You can experiment with different mix-ins, but the duo of salty ham and nutty Gruyere is a simple classic that's hard to outplay. This is also the sort of dish you can prep ahead of time and cook when you're ready, making it fail-safe when it comes to entertaining. From the sophisticated breakfast to the humble lunch, this charming dish has a place in any setting.
Gather the ingredients.
Add 4 (4-ounce) ramekins to a large high-sided pan and fill the pan with water until it reaches about three-quarters up the sides of the ramekins (this is generally around the top trim of the ramekins).
Remove the ramekins from the water.

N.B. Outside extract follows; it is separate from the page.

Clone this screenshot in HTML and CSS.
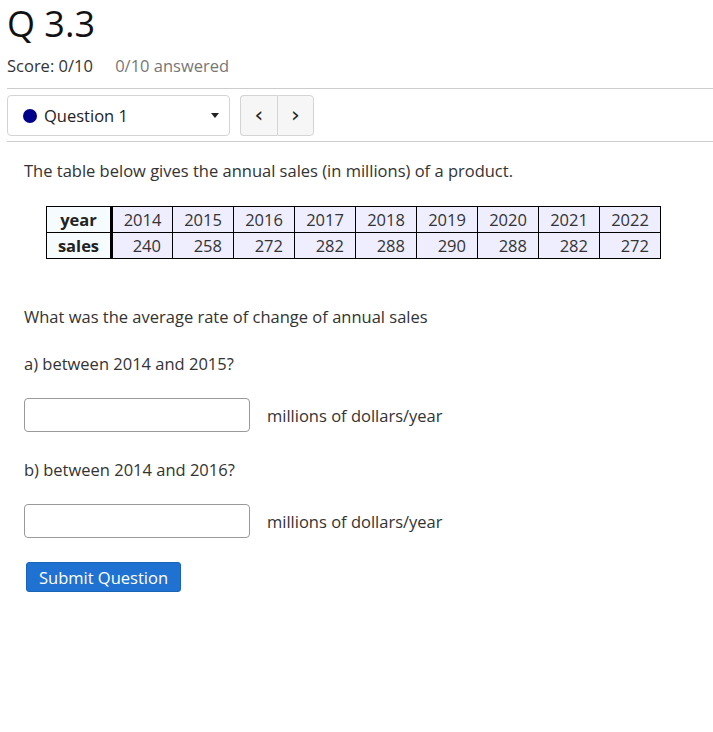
FILE: index.html
```html
<!DOCTYPE html>
<html lang="en">
<head>
  <meta charset="UTF-8" />
  <title>Q 3.3</title>
  <link rel="stylesheet" href="styles.css">
</head>
<body>
  <h1>Q 3.3</h1>
  <div class="score">
    <span>Score: 0/10</span>
    <span class="answered">0/10 answered</span>
  </div>
  <div class="navbar">
    <div class="qselect">
      <span class="dot"></span>
      <span class="qlabel">Question 1</span>
      <span class="caret"></span>
    </div>
    <div class="navbtns">
      <button class="nav-btn">&#8249;</button>
      <button class="nav-btn">&#8250;</button>
    </div>
  </div>

  <div class="question">
    <p class="intro">The table below gives the annual sales (in millions) of a product.</p>
    <table class="data">
      <tr>
        <th>year</th>
        <td class="c">2014</td><td class="c">2015</td><td class="c">2016</td><td class="c">2017</td><td class="c">2018</td><td class="c">2019</td><td class="c">2020</td><td class="c">2021</td><td class="c">2022</td>
      </tr>
      <tr>
        <th>sales</th>
        <td>240</td><td>258</td><td>272</td><td>282</td><td>288</td><td>290</td><td>288</td><td>282</td><td>272</td>
      </tr>
    </table>

    <p class="ask">What was the average rate of change of annual sales</p>
    <p>a) between 2014 and 2015?</p>
    <div class="answer">
      <input type="text"> <span>millions of dollars/year</span>
    </div>
    <p>b) between 2014 and 2016?</p>
    <div class="answer">
      <input type="text"> <span>millions of dollars/year</span>
    </div>
    <button class="submit">Submit Question</button>
  </div>
</body>
</html>
```

FILE: styles.css
```css
body { font-family: "Open Sans", sans-serif; color:#333; margin:0; padding:0 0 0 7px; font-size:16.5px; }
h1 { font-size:36px; font-weight:400; color:#111; margin:0; padding-top:1px; line-height:46px; }
.score { margin-top:7px; line-height:24px; }
.answered { color:#777; margin-left:18px; }
.navbar { border-top:1px solid #ccc; border-bottom:1px solid #ccc; margin-top:10px; padding:6px 0 5px; display:flex; gap:10px; }
.qselect { border:1px solid #d4d4d4; border-radius:4px; display:flex; align-items:center; padding:0 0 0 15px; box-sizing:border-box; width:223px; height:41px; }
.dot { width:14px; height:14px; border-radius:50%; background:#00008b; margin-right:7px; }
.qlabel { flex:1; color:#222; }
.caret { width:0; height:0; border-left:4px solid transparent; border-right:4px solid transparent; border-top:5px solid #222; margin-right:10px; }
.navbtns { display:flex; }
.nav-btn { width:37px; height:41px; background:#f6f6f6; border:1px solid #d4d4d4; font-size:22px; color:#222; padding:0 0 3px; font-family:"DejaVu Sans", sans-serif; }
.nav-btn:first-child { border-radius:4px 0 0 4px; border-right:none; }
.nav-btn:last-child { border-radius:0 4px 4px 0; }
.question { padding:17px 17px; }
p { margin:0 0 27px; line-height:24px; }
.intro { margin-bottom:23px; }
.data { border-collapse:collapse; margin:0 0 46px 22px; }
.data th, .data td { border:1px solid #000; padding:0; height:25px; line-height:24px; }
.data th { background:#f6fcfd; font-weight:700; color:#222; width:63px; border-right:3px solid #000; }
.data td { background:#eeeeff; text-align:right; color:#333; width:61px; padding-right:11px; box-sizing:border-box; }
.data td.c { text-align:center; padding:0; }
.ask { margin-bottom:23px; }
.answer { display:flex; align-items:center; gap:17px; margin:-5px 0 26px; }
.answer input { width:226px; height:34px; box-sizing:border-box; border:1px solid #999; border-radius:4px; }
.submit { background:#1f72d2; color:#fff; border:1px solid #1a64b8; border-radius:3px; font-family:"Open Sans", sans-serif; font-size:16.5px; padding:0 12px; margin:-2px 0 0 2px; height:30px; }
```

To each ramekin, add 2 tablespoons/28 grams ham and 1 tablespoon/14 grams Gruyere. Top each with 2 tablespoons of heavy cream and 1 tablespoon of milk. Season with a pinch of salt and white pepper and stir together.
Heat the pan of water over high heat until boiling. Reduce the heat until the bubbles have barely subsided.
Crack an egg into each ramekin and carefully place it into the pan. Cover with a clear lid.
Cook for 10 to 11 minutes until the eggs are set with a runny yolk. For a firm yolk, cook for 13 to 14 minutes. If at any time the ramekins rattle about in the water, lower the heat.
Remove the ramekins, garnish with chives, and serve with toasted bread or soldiers.
- Avoid removing the lid from the pan during cooking. This will extinguish the steam, which is needed for cooking.
- Shallow ramekins work best for the steam to properly cook the egg and filling.